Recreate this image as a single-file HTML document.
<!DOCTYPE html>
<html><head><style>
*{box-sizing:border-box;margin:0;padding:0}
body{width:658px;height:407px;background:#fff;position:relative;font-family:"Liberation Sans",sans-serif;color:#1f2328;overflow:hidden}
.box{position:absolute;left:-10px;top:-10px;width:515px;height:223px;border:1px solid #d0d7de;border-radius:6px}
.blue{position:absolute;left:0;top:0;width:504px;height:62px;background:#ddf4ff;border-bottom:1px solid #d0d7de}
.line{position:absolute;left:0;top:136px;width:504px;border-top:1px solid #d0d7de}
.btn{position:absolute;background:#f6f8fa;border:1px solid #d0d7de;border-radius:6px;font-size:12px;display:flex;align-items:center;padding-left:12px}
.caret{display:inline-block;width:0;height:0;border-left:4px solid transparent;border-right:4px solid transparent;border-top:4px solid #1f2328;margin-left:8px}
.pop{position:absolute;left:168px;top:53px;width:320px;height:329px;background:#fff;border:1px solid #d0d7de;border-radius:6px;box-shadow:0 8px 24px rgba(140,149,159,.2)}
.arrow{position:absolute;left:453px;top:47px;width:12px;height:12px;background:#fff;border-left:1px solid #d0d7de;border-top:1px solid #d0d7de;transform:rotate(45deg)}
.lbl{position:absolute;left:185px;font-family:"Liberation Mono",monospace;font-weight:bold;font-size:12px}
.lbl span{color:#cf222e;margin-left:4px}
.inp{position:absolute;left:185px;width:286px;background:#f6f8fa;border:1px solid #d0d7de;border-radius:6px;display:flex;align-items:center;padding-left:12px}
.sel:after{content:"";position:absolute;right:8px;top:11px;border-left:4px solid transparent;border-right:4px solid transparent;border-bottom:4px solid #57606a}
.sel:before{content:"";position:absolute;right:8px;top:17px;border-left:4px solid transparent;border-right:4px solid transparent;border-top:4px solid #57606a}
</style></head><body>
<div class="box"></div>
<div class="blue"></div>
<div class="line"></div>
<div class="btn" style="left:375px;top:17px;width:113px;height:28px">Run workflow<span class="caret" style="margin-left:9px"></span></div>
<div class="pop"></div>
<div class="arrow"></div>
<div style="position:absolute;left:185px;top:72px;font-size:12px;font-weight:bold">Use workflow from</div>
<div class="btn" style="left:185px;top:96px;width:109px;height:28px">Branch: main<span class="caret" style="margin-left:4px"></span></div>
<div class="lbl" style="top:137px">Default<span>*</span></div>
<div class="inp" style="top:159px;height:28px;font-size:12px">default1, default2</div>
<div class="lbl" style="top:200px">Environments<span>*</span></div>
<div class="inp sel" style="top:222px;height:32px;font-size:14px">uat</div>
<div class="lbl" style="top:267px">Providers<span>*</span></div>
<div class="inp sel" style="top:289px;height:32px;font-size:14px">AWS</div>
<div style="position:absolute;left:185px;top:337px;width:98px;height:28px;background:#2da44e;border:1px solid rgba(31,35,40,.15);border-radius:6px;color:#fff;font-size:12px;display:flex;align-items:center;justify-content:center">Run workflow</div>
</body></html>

※

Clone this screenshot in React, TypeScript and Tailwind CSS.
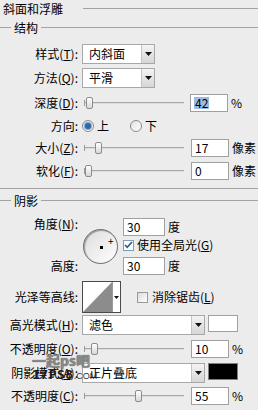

※

Out of the preceding entries, pull every line containing the string "this".

Recreate this image as a single-file HTML document.
Clone this screenshot in React, TypeScript and Tailwind CSS.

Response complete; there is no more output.